Walking with Jane Austen
North Waltham is “a village and civil parish in the borough of Basingstoke and Deane in Hampshire, England.” With one school, one store, one church and two pubs, it is a very ordinary and properly-proportioned English town (except that neither of the pubs show live soccer matches!)
What distinguishes North Waltham is that one of those pubs is the old coach house where young Jane Austen would sit and wait for the post to arrive. A twenty-minute walk in the other direction takes us to the townless town of Stapleton where she was born.
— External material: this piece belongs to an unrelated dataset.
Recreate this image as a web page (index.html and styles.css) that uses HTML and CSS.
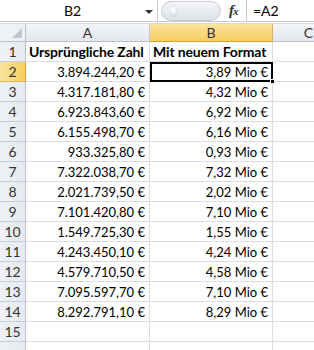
FILE: index.html
```html
<!DOCTYPE html>
<html>
<head>
<meta charset="utf-8">
<link rel="stylesheet" href="styles.css">
</head>
<body>
<div class="app">
  <div class="fbar">
    <div class="namebox"><span class="nb-text">B2</span><span class="nb-arrow"></span></div>
    <div class="mid">
      <div class="capsule"><span class="cap-dot"></span></div>
      <span class="fx">f<span class="fx-x">x</span></span>
    </div>
    <div class="formula">=A2</div>
  </div>
  <div class="sep"></div>
  <div class="grid">
    <div class="corner"><span class="tri"></span></div>
    <div class="ch">A</div>
    <div class="ch sel">B</div>
    <div class="ch">C</div>

    <div class="rh">1</div><div class="c bold">Ursprüngliche Zahl</div><div class="c bold">Mit neuem Format</div><div class="c"></div>
    <div class="rh sel">2</div><div class="c num">3.894.244,20 €</div><div class="c num active">3,89 Mio €<span class="handle"></span></div><div class="c"></div>
    <div class="rh">3</div><div class="c num">4.317.181,80 €</div><div class="c num">4,32 Mio €</div><div class="c"></div>
    <div class="rh">4</div><div class="c num">6.923.843,60 €</div><div class="c num">6,92 Mio €</div><div class="c"></div>
    <div class="rh">5</div><div class="c num">6.155.498,70 €</div><div class="c num">6,16 Mio €</div><div class="c"></div>
    <div class="rh">6</div><div class="c num">933.325,80 €</div><div class="c num">0,93 Mio €</div><div class="c"></div>
    <div class="rh">7</div><div class="c num">7.322.038,70 €</div><div class="c num">7,32 Mio €</div><div class="c"></div>
    <div class="rh">8</div><div class="c num">2.021.739,50 €</div><div class="c num">2,02 Mio €</div><div class="c"></div>
    <div class="rh">9</div><div class="c num">7.101.420,80 €</div><div class="c num">7,10 Mio €</div><div class="c"></div>
    <div class="rh">10</div><div class="c num">1.549.725,30 €</div><div class="c num">1,55 Mio €</div><div class="c"></div>
    <div class="rh">11</div><div class="c num">4.243.450,10 €</div><div class="c num">4,24 Mio €</div><div class="c"></div>
    <div class="rh">12</div><div class="c num">4.579.710,50 €</div><div class="c num">4,58 Mio €</div><div class="c"></div>
    <div class="rh">13</div><div class="c num">7.095.597,70 €</div><div class="c num">7,10 Mio €</div><div class="c"></div>
    <div class="rh">14</div><div class="c num">8.292.791,10 €</div><div class="c num">8,29 Mio €</div><div class="c"></div>
    <div class="rh">15</div><div class="c"></div><div class="c"></div><div class="c"></div>
    <div class="rh"></div><div class="c"></div><div class="c"></div><div class="c"></div>
  </div>
</div>
</body>
</html>
```
FILE: styles.css
```css
* { box-sizing: border-box; }
html, body { margin: 0; padding: 0; background: #fff; }
body { font-family: Lato, "Liberation Sans", sans-serif; color: #000; }
.app { width: 314px; height: 350px; overflow: hidden; background: #fff; }

.fbar { display: flex; height: 22px; border-bottom: 1px solid #c5cbd3; background: #dfe4ea; }
.namebox { width: 158px; flex: none; background: #fff; border-right: 1px solid #c5cbd3; position: relative; display: flex; align-items: center; justify-content: center; }
.nb-text { font-size: 14px; margin-left: -12px; }
.nb-arrow { position: absolute; right: 4px; top: 10px; width: 0; height: 0; border-left: 4px solid transparent; border-right: 4px solid transparent; border-top: 4px solid #333; }
.mid { width: 89px; flex: none; display: flex; align-items: center; padding-left: 3px; background: #fff; border-right: 1px solid #c5cbd3; }
.capsule { width: 60px; height: 20px; border-radius: 10px; background: linear-gradient(#f4f5f7, #dde1e6); border: 1px solid #c8ccd2; position: relative; }
.cap-dot { position: absolute; left: 7px; top: 3px; width: 9px; height: 12px; border-radius: 50%; background: radial-gradient(circle at 45% 40%, #ffffff, #c9ced5); }
.fx { font-family: "Liberation Serif", serif; font-style: italic; font-weight: bold; font-size: 15px; color: #333; margin-left: 8px; letter-spacing: -1px; }
.fx-x { font-size: 11px; }
.formula { flex: 1; background: #fff; font-size: 14px; display: flex; align-items: center; padding-left: 6px; }

.sep { height: 2px; background: #fff; border-bottom: 1px solid #d3d8df; }

.grid { display: grid; grid-template-columns: 26px 124px 123px 72px; grid-template-rows: 18px repeat(16, 20px); }
.corner { background: #eef1f5; border-right: 1px solid #b9c0c9; border-bottom: 1px solid #b9c0c9; position: relative; }
.tri { position: absolute; right: 3px; bottom: 3px; width: 0; height: 0; border-left: 10px solid transparent; border-bottom: 10px solid #bfc5cc; }
.ch { background: linear-gradient(#f3f5f8, #e4e8ee); border-right: 1px solid #c2c8d0; border-bottom: 1px solid #b9c0c9; font-size: 14px; color: #333; display: flex; align-items: center; justify-content: center; }
.ch.sel { background: linear-gradient(#fbe3a0, #f7cf5e); border-right-color: #d7b55a; border-bottom-color: #d9a43c; }
.rh { background: linear-gradient(90deg, #eef1f5, #e6eaf0); border-right: 1px solid #b9c0c9; border-bottom: 1px solid #c9ced6; font-size: 14px; color: #333; display: flex; align-items: center; justify-content: center; }
.rh.sel { background: linear-gradient(90deg, #fbe3a0, #f7cf5e); border-right-color: #d9a43c; border-bottom-color: #d7b55a; }
.c { border-right: 1px solid #dadcdd; border-bottom: 1px solid #dadcdd; font-size: 13px; display: flex; align-items: center; padding: 0 4px 0 3px; white-space: nowrap; overflow: visible; }
.bold { font-weight: bold; font-size: 14px; letter-spacing: -0.15px; }
.num { justify-content: flex-end; }
.active { position: relative; outline: 2px solid #000; outline-offset: -2px; z-index: 1; }
.handle { position: absolute; right: -3px; bottom: -3px; width: 5px; height: 5px; background: #000; border: 1px solid #fff; }
```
And our morning walk through several farmers’ fields (on public paths, with several farm gates to navigate) leads to her childhood church.
We are living in “Church Cottage” for ten days, caring for two large and extremely cuddly dogs (and one reclusive cat) who leave almost enough couch space for us in front of the wood-burning fire - our latest Trusted Housesitters gig. A quick stroll through town takes us up Cuckoo Close, past Folly Farm and along to Elizabethan Rise.
Neighbours greet us with a genuine smile and interactive conversation, not just a token “G’morning” grunt. They may or may not know the homeowners’ names (with only 10 years here they’re still the new kids on the block), but they all know Church Cottage, and a surprising number know these dogs’ mother “Olive” - and Olive’s human mother who died last year - truly a community where connection and lineage extends to buildings and animals as well as centuries-old families.
Our normal twice-daily walks are through the thick muddy fields of Jane Austen’s youth. Dogs strain the lead (and once escape) yearning for the wild pheasants, rabbits, and ducks that Austenite nobility used to hunt for sport. Beside the church is the type of grand old manor upon which she styled the peaceful gardens and elegant sitting rooms of Kellynch Hall, Saltram House and Pemberley Estate. Just like visiting the movie locations in Morocco and Italy brought those films to life, I can now read Jane Austen period pieces and feel the muddy path under my Wellies, taste the bracing breeze across the fields, and share the awe of Fanny Brice arriving at the manicured tree-lined gated entrance to Mansfield Park.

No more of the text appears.